▶ **TASK DIRECTIONS**
Pictures do not belong in the copy. Return all of the entries exactly.
── DATA LISTING ──
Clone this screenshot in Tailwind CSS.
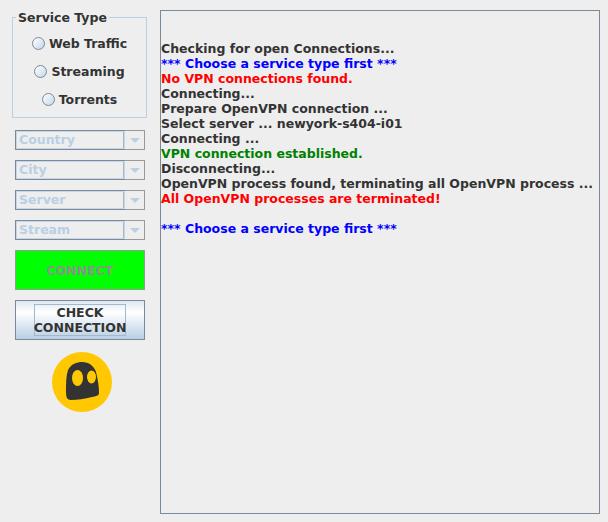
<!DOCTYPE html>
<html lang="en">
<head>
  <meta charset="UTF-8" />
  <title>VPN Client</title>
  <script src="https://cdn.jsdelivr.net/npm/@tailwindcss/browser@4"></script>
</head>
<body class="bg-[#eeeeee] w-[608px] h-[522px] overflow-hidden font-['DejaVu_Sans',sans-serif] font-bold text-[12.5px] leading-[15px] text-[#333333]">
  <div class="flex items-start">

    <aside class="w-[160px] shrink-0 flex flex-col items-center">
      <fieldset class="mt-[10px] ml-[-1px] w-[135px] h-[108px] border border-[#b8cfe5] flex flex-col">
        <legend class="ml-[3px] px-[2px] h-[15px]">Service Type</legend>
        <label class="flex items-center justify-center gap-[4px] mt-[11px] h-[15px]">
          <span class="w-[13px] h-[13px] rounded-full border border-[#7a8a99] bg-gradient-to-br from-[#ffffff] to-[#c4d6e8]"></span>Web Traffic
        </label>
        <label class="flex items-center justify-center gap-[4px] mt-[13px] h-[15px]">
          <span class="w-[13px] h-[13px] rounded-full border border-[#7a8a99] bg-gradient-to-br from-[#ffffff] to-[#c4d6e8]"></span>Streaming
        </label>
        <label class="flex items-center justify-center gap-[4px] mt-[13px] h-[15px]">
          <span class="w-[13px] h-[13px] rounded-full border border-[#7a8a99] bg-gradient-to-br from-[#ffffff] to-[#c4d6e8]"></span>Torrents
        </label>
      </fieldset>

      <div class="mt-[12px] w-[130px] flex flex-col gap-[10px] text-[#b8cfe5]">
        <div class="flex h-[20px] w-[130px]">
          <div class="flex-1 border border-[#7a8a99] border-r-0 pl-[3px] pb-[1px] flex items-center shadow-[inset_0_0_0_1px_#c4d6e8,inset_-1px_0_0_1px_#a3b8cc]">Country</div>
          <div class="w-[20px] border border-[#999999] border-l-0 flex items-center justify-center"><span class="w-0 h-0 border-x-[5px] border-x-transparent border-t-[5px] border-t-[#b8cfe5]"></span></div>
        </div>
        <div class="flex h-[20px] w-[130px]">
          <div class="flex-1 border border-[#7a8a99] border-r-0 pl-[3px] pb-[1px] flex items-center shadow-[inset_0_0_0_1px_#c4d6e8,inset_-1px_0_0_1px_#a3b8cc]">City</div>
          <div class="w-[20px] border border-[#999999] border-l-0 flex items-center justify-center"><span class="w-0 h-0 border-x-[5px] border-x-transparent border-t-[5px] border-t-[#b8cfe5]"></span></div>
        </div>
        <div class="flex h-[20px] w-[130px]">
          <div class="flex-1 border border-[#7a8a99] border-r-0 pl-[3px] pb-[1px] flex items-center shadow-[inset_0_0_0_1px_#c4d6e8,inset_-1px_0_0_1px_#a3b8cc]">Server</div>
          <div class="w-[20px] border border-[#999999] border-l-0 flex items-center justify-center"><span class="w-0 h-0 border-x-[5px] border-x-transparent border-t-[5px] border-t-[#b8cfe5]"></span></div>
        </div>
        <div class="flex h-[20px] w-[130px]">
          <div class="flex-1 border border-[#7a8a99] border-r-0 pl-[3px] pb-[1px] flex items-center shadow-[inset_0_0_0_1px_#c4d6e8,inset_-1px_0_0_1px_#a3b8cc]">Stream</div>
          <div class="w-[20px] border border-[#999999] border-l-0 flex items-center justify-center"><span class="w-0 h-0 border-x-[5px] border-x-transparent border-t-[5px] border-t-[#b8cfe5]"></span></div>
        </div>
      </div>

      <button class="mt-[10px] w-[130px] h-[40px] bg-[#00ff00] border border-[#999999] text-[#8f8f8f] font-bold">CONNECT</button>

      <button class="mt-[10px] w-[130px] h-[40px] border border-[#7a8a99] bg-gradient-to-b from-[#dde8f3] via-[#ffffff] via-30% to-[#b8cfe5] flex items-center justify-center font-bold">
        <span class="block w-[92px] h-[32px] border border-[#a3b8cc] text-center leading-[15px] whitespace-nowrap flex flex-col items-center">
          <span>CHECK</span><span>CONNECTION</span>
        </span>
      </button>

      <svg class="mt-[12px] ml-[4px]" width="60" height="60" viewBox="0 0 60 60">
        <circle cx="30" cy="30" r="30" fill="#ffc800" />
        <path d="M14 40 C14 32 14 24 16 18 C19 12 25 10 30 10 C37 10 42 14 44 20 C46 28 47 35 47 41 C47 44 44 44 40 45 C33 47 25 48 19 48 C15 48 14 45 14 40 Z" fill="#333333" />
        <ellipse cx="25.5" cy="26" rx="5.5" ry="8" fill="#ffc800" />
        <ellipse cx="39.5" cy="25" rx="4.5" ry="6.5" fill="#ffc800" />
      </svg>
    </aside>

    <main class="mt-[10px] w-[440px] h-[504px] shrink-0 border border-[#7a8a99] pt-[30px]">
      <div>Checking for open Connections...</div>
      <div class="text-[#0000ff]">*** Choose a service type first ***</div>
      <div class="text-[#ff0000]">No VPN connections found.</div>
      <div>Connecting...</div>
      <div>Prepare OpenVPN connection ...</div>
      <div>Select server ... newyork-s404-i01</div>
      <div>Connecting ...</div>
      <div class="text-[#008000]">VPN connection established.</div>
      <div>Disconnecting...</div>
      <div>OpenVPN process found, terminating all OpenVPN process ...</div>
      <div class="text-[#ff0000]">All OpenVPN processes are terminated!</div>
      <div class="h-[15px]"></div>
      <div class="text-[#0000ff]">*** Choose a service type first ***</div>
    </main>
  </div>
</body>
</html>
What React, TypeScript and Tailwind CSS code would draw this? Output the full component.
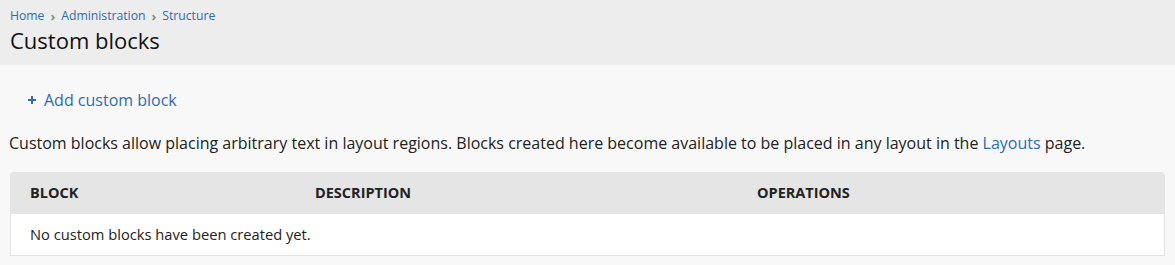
───
▶ **OUTPUT FOR THIS EXERCISE**
Clone this screenshot in Tailwind CSS.
<!DOCTYPE html>
<html lang="en">
<head>
  <meta charset="UTF-8" />
  <title>VPN Client</title>
  <script src="https://cdn.jsdelivr.net/npm/@tailwindcss/browser@4"></script>
</head>
<body class="bg-[#eeeeee] w-[608px] h-[522px] overflow-hidden font-['DejaVu_Sans',sans-serif] font-bold text-[12.5px] leading-[15px] text-[#333333]">
  <div class="flex items-start">

    <aside class="w-[160px] shrink-0 flex flex-col items-center">
      <fieldset class="mt-[10px] ml-[-1px] w-[135px] h-[108px] border border-[#b8cfe5] flex flex-col">
        <legend class="ml-[3px] px-[2px] h-[15px]">Service Type</legend>
        <label class="flex items-center justify-center gap-[4px] mt-[11px] h-[15px]">
          <span class="w-[13px] h-[13px] rounded-full border border-[#7a8a99] bg-gradient-to-br from-[#ffffff] to-[#c4d6e8]"></span>Web Traffic
        </label>
        <label class="flex items-center justify-center gap-[4px] mt-[13px] h-[15px]">
          <span class="w-[13px] h-[13px] rounded-full border border-[#7a8a99] bg-gradient-to-br from-[#ffffff] to-[#c4d6e8]"></span>Streaming
        </label>
        <label class="flex items-center justify-center gap-[4px] mt-[13px] h-[15px]">
          <span class="w-[13px] h-[13px] rounded-full border border-[#7a8a99] bg-gradient-to-br from-[#ffffff] to-[#c4d6e8]"></span>Torrents
        </label>
      </fieldset>

      <div class="mt-[12px] w-[130px] flex flex-col gap-[10px] text-[#b8cfe5]">
        <div class="flex h-[20px] w-[130px]">
          <div class="flex-1 border border-[#7a8a99] border-r-0 pl-[3px] pb-[1px] flex items-center shadow-[inset_0_0_0_1px_#c4d6e8,inset_-1px_0_0_1px_#a3b8cc]">Country</div>
          <div class="w-[20px] border border-[#999999] border-l-0 flex items-center justify-center"><span class="w-0 h-0 border-x-[5px] border-x-transparent border-t-[5px] border-t-[#b8cfe5]"></span></div>
        </div>
        <div class="flex h-[20px] w-[130px]">
          <div class="flex-1 border border-[#7a8a99] border-r-0 pl-[3px] pb-[1px] flex items-center shadow-[inset_0_0_0_1px_#c4d6e8,inset_-1px_0_0_1px_#a3b8cc]">City</div>
          <div class="w-[20px] border border-[#999999] border-l-0 flex items-center justify-center"><span class="w-0 h-0 border-x-[5px] border-x-transparent border-t-[5px] border-t-[#b8cfe5]"></span></div>
        </div>
        <div class="flex h-[20px] w-[130px]">
          <div class="flex-1 border border-[#7a8a99] border-r-0 pl-[3px] pb-[1px] flex items-center shadow-[inset_0_0_0_1px_#c4d6e8,inset_-1px_0_0_1px_#a3b8cc]">Server</div>
          <div class="w-[20px] border border-[#999999] border-l-0 flex items-center justify-center"><span class="w-0 h-0 border-x-[5px] border-x-transparent border-t-[5px] border-t-[#b8cfe5]"></span></div>
        </div>
        <div class="flex h-[20px] w-[130px]">
          <div class="flex-1 border border-[#7a8a99] border-r-0 pl-[3px] pb-[1px] flex items-center shadow-[inset_0_0_0_1px_#c4d6e8,inset_-1px_0_0_1px_#a3b8cc]">Stream</div>
          <div class="w-[20px] border border-[#999999] border-l-0 flex items-center justify-center"><span class="w-0 h-0 border-x-[5px] border-x-transparent border-t-[5px] border-t-[#b8cfe5]"></span></div>
        </div>
      </div>

      <button class="mt-[10px] w-[130px] h-[40px] bg-[#00ff00] border border-[#999999] text-[#8f8f8f] font-bold">CONNECT</button>

      <button class="mt-[10px] w-[130px] h-[40px] border border-[#7a8a99] bg-gradient-to-b from-[#dde8f3] via-[#ffffff] via-30% to-[#b8cfe5] flex items-center justify-center font-bold">
        <span class="block w-[92px] h-[32px] border border-[#a3b8cc] text-center leading-[15px] whitespace-nowrap flex flex-col items-center">
          <span>CHECK</span><span>CONNECTION</span>
        </span>
      </button>

      <svg class="mt-[12px] ml-[4px]" width="60" height="60" viewBox="0 0 60 60">
        <circle cx="30" cy="30" r="30" fill="#ffc800" />
        <path d="M14 40 C14 32 14 24 16 18 C19 12 25 10 30 10 C37 10 42 14 44 20 C46 28 47 35 47 41 C47 44 44 44 40 45 C33 47 25 48 19 48 C15 48 14 45 14 40 Z" fill="#333333" />
        <ellipse cx="25.5" cy="26" rx="5.5" ry="8" fill="#ffc800" />
        <ellipse cx="39.5" cy="25" rx="4.5" ry="6.5" fill="#ffc800" />
      </svg>
    </aside>

    <main class="mt-[10px] w-[440px] h-[504px] shrink-0 border border-[#7a8a99] pt-[30px]">
      <div>Checking for open Connections...</div>
      <div class="text-[#0000ff]">*** Choose a service type first ***</div>
      <div class="text-[#ff0000]">No VPN connections found.</div>
      <div>Connecting...</div>
      <div>Prepare OpenVPN connection ...</div>
      <div>Select server ... newyork-s404-i01</div>
      <div>Connecting ...</div>
      <div class="text-[#008000]">VPN connection established.</div>
      <div>Disconnecting...</div>
      <div>OpenVPN process found, terminating all OpenVPN process ...</div>
      <div class="text-[#ff0000]">All OpenVPN processes are terminated!</div>
      <div class="h-[15px]"></div>
      <div class="text-[#0000ff]">*** Choose a service type first ***</div>
    </main>
  </div>
</body>
</html>
What React, TypeScript and Tailwind CSS code would draw this? Output the full component.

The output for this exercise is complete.